Set task ->
Return all the entries exactly, keeping pictures out.

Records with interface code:
[Start]
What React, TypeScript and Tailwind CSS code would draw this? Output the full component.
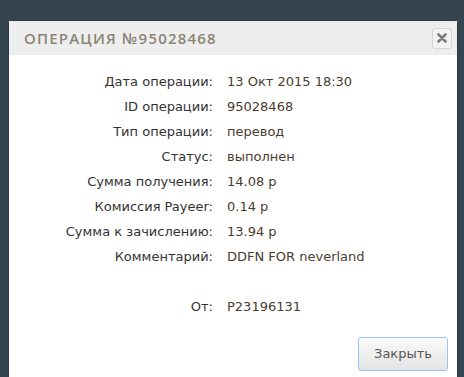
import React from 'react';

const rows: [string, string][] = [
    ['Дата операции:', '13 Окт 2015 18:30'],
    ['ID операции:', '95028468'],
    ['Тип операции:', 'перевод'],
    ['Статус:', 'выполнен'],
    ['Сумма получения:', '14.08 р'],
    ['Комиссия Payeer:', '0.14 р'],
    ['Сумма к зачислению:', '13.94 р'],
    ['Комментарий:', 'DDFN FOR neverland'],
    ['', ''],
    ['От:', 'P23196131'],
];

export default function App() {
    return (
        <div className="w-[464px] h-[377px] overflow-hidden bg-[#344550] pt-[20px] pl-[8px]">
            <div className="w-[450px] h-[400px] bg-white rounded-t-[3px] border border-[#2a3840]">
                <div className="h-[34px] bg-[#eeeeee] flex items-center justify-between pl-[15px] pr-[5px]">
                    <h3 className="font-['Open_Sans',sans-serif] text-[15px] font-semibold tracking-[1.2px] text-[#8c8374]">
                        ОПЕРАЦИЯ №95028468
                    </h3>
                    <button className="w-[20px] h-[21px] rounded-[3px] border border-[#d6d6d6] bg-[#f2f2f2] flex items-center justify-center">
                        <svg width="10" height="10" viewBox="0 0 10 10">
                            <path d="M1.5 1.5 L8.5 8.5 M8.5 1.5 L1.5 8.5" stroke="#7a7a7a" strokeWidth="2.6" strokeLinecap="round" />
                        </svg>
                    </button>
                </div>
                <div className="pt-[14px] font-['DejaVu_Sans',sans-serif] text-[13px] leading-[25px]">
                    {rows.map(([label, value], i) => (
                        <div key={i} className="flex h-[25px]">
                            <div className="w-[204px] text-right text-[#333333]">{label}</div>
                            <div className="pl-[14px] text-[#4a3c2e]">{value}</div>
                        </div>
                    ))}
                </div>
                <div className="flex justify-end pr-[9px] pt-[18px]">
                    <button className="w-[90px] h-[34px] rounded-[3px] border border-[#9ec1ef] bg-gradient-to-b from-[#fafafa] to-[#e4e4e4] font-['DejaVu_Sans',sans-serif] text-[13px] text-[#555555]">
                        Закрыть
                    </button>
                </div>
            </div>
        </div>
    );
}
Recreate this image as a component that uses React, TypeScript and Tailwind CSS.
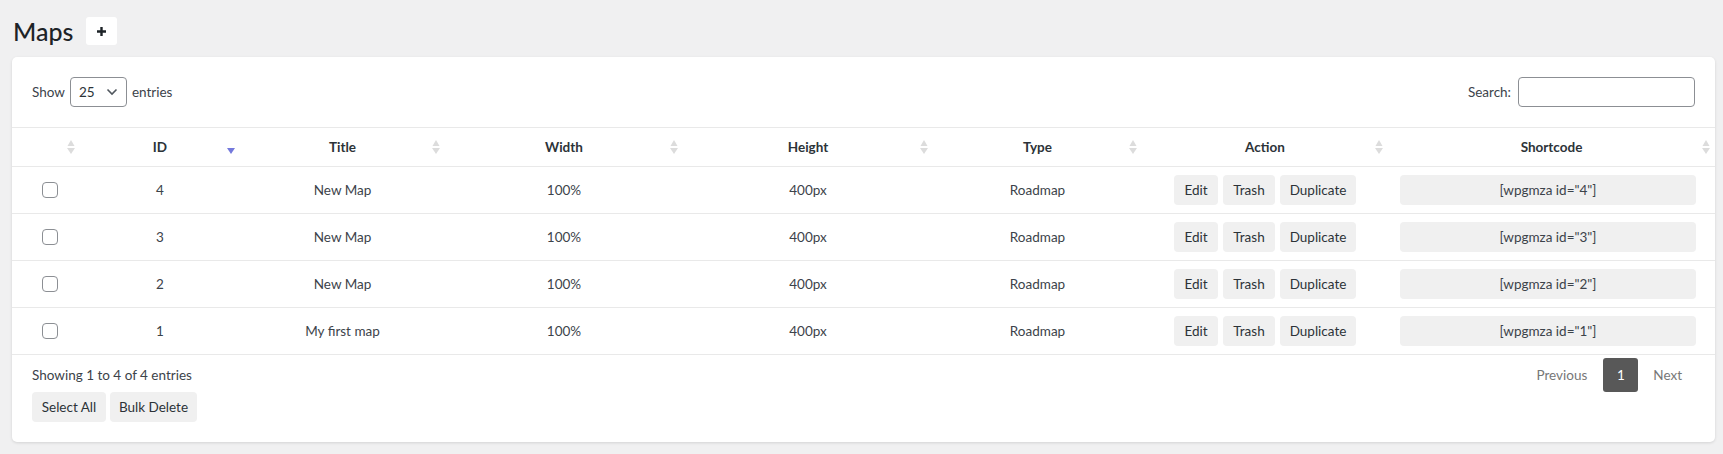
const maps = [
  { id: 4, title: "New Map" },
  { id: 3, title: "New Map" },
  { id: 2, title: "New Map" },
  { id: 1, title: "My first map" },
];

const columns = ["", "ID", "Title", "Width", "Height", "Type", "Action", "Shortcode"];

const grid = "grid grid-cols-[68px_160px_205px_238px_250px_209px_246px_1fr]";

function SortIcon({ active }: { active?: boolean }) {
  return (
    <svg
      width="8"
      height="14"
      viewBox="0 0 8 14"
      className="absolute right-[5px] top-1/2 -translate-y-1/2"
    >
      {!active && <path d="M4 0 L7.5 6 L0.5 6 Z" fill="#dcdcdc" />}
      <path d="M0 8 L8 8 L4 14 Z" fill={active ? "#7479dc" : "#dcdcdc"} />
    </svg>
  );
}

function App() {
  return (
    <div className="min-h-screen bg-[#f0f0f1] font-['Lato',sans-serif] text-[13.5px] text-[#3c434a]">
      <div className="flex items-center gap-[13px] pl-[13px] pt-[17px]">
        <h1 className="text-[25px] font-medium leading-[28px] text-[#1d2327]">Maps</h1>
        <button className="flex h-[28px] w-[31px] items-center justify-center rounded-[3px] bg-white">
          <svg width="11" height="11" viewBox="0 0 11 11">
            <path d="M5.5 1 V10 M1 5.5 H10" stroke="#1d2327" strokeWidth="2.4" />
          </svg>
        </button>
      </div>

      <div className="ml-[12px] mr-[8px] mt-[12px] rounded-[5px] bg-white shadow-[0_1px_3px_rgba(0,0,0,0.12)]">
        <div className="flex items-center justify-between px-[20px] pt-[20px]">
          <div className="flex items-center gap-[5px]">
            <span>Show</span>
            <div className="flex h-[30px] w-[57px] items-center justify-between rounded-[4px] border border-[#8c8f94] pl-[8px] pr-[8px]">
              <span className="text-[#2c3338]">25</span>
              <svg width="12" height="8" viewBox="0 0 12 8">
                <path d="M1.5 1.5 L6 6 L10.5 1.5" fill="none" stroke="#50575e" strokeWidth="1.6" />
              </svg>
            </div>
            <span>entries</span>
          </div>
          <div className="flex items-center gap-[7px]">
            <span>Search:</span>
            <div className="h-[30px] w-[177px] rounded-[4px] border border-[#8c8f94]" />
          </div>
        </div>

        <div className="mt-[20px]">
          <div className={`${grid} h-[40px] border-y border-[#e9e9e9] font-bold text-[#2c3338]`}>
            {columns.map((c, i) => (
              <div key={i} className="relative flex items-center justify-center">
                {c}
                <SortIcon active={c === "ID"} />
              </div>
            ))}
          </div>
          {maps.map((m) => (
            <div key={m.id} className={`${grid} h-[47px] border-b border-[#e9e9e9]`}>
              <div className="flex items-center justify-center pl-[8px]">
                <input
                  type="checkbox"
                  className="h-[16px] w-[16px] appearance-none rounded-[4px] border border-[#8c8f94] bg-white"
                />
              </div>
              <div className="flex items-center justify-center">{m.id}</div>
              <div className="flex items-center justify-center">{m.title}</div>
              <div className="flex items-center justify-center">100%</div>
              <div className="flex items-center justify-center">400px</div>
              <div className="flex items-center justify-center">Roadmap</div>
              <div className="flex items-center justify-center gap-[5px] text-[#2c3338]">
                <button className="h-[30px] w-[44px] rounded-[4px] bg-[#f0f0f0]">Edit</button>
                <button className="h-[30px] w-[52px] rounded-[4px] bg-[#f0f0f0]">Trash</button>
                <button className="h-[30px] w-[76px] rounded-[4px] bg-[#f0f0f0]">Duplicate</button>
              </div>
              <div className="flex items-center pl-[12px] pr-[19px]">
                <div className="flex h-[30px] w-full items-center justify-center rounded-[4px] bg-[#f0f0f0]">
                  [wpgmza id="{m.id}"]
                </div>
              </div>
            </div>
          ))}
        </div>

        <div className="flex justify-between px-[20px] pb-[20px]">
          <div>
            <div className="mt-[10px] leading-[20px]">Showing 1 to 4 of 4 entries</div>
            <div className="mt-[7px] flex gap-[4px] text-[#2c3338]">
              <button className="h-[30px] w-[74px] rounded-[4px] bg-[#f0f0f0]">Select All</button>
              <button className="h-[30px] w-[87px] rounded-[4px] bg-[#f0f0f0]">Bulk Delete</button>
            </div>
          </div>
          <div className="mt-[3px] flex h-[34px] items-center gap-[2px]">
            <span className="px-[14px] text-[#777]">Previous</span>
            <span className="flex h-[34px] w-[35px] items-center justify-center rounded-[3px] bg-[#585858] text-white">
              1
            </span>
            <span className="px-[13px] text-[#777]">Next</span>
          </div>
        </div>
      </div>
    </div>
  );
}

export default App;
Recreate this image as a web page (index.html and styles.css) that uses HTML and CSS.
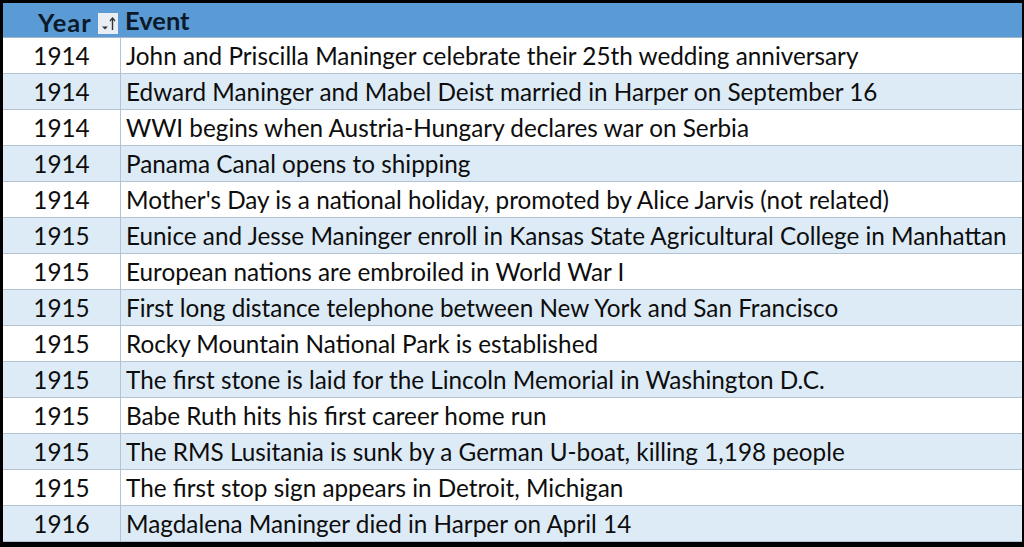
[End]
Answer to the problem ->
What React, TypeScript and Tailwind CSS code would draw this? Output the full component.
import React from 'react';

const rows: [string, string][] = [
    ['Дата операции:', '13 Окт 2015 18:30'],
    ['ID операции:', '95028468'],
    ['Тип операции:', 'перевод'],
    ['Статус:', 'выполнен'],
    ['Сумма получения:', '14.08 р'],
    ['Комиссия Payeer:', '0.14 р'],
    ['Сумма к зачислению:', '13.94 р'],
    ['Комментарий:', 'DDFN FOR neverland'],
    ['', ''],
    ['От:', 'P23196131'],
];

export default function App() {
    return (
        <div className="w-[464px] h-[377px] overflow-hidden bg-[#344550] pt-[20px] pl-[8px]">
            <div className="w-[450px] h-[400px] bg-white rounded-t-[3px] border border-[#2a3840]">
                <div className="h-[34px] bg-[#eeeeee] flex items-center justify-between pl-[15px] pr-[5px]">
                    <h3 className="font-['Open_Sans',sans-serif] text-[15px] font-semibold tracking-[1.2px] text-[#8c8374]">
                        ОПЕРАЦИЯ №95028468
                    </h3>
                    <button className="w-[20px] h-[21px] rounded-[3px] border border-[#d6d6d6] bg-[#f2f2f2] flex items-center justify-center">
                        <svg width="10" height="10" viewBox="0 0 10 10">
                            <path d="M1.5 1.5 L8.5 8.5 M8.5 1.5 L1.5 8.5" stroke="#7a7a7a" strokeWidth="2.6" strokeLinecap="round" />
                        </svg>
                    </button>
                </div>
                <div className="pt-[14px] font-['DejaVu_Sans',sans-serif] text-[13px] leading-[25px]">
                    {rows.map(([label, value], i) => (
                        <div key={i} className="flex h-[25px]">
                            <div className="w-[204px] text-right text-[#333333]">{label}</div>
                            <div className="pl-[14px] text-[#4a3c2e]">{value}</div>
                        </div>
                    ))}
                </div>
                <div className="flex justify-end pr-[9px] pt-[18px]">
                    <button className="w-[90px] h-[34px] rounded-[3px] border border-[#9ec1ef] bg-gradient-to-b from-[#fafafa] to-[#e4e4e4] font-['DejaVu_Sans',sans-serif] text-[13px] text-[#555555]">
                        Закрыть
                    </button>
                </div>
            </div>
        </div>
    );
}
Recreate this image as a component that uses React, TypeScript and Tailwind CSS.
const maps = [
  { id: 4, title: "New Map" },
  { id: 3, title: "New Map" },
  { id: 2, title: "New Map" },
  { id: 1, title: "My first map" },
];

const columns = ["", "ID", "Title", "Width", "Height", "Type", "Action", "Shortcode"];

const grid = "grid grid-cols-[68px_160px_205px_238px_250px_209px_246px_1fr]";

function SortIcon({ active }: { active?: boolean }) {
  return (
    <svg
      width="8"
      height="14"
      viewBox="0 0 8 14"
      className="absolute right-[5px] top-1/2 -translate-y-1/2"
    >
      {!active && <path d="M4 0 L7.5 6 L0.5 6 Z" fill="#dcdcdc" />}
      <path d="M0 8 L8 8 L4 14 Z" fill={active ? "#7479dc" : "#dcdcdc"} />
    </svg>
  );
}

function App() {
  return (
    <div className="min-h-screen bg-[#f0f0f1] font-['Lato',sans-serif] text-[13.5px] text-[#3c434a]">
      <div className="flex items-center gap-[13px] pl-[13px] pt-[17px]">
        <h1 className="text-[25px] font-medium leading-[28px] text-[#1d2327]">Maps</h1>
        <button className="flex h-[28px] w-[31px] items-center justify-center rounded-[3px] bg-white">
          <svg width="11" height="11" viewBox="0 0 11 11">
            <path d="M5.5 1 V10 M1 5.5 H10" stroke="#1d2327" strokeWidth="2.4" />
          </svg>
        </button>
      </div>

      <div className="ml-[12px] mr-[8px] mt-[12px] rounded-[5px] bg-white shadow-[0_1px_3px_rgba(0,0,0,0.12)]">
        <div className="flex items-center justify-between px-[20px] pt-[20px]">
          <div className="flex items-center gap-[5px]">
            <span>Show</span>
            <div className="flex h-[30px] w-[57px] items-center justify-between rounded-[4px] border border-[#8c8f94] pl-[8px] pr-[8px]">
              <span className="text-[#2c3338]">25</span>
              <svg width="12" height="8" viewBox="0 0 12 8">
                <path d="M1.5 1.5 L6 6 L10.5 1.5" fill="none" stroke="#50575e" strokeWidth="1.6" />
              </svg>
            </div>
            <span>entries</span>
          </div>
          <div className="flex items-center gap-[7px]">
            <span>Search:</span>
            <div className="h-[30px] w-[177px] rounded-[4px] border border-[#8c8f94]" />
          </div>
        </div>

        <div className="mt-[20px]">
          <div className={`${grid} h-[40px] border-y border-[#e9e9e9] font-bold text-[#2c3338]`}>
            {columns.map((c, i) => (
              <div key={i} className="relative flex items-center justify-center">
                {c}
                <SortIcon active={c === "ID"} />
              </div>
            ))}
          </div>
          {maps.map((m) => (
            <div key={m.id} className={`${grid} h-[47px] border-b border-[#e9e9e9]`}>
              <div className="flex items-center justify-center pl-[8px]">
                <input
                  type="checkbox"
                  className="h-[16px] w-[16px] appearance-none rounded-[4px] border border-[#8c8f94] bg-white"
                />
              </div>
              <div className="flex items-center justify-center">{m.id}</div>
              <div className="flex items-center justify-center">{m.title}</div>
              <div className="flex items-center justify-center">100%</div>
              <div className="flex items-center justify-center">400px</div>
              <div className="flex items-center justify-center">Roadmap</div>
              <div className="flex items-center justify-center gap-[5px] text-[#2c3338]">
                <button className="h-[30px] w-[44px] rounded-[4px] bg-[#f0f0f0]">Edit</button>
                <button className="h-[30px] w-[52px] rounded-[4px] bg-[#f0f0f0]">Trash</button>
                <button className="h-[30px] w-[76px] rounded-[4px] bg-[#f0f0f0]">Duplicate</button>
              </div>
              <div className="flex items-center pl-[12px] pr-[19px]">
                <div className="flex h-[30px] w-full items-center justify-center rounded-[4px] bg-[#f0f0f0]">
                  [wpgmza id="{m.id}"]
                </div>
              </div>
            </div>
          ))}
        </div>

        <div className="flex justify-between px-[20px] pb-[20px]">
          <div>
            <div className="mt-[10px] leading-[20px]">Showing 1 to 4 of 4 entries</div>
            <div className="mt-[7px] flex gap-[4px] text-[#2c3338]">
              <button className="h-[30px] w-[74px] rounded-[4px] bg-[#f0f0f0]">Select All</button>
              <button className="h-[30px] w-[87px] rounded-[4px] bg-[#f0f0f0]">Bulk Delete</button>
            </div>
          </div>
          <div className="mt-[3px] flex h-[34px] items-center gap-[2px]">
            <span className="px-[14px] text-[#777]">Previous</span>
            <span className="flex h-[34px] w-[35px] items-center justify-center rounded-[3px] bg-[#585858] text-white">
              1
            </span>
            <span className="px-[13px] text-[#777]">Next</span>
          </div>
        </div>
      </div>
    </div>
  );
}

export default App;
Recreate this image as a web page (index.html and styles.css) that uses HTML and CSS.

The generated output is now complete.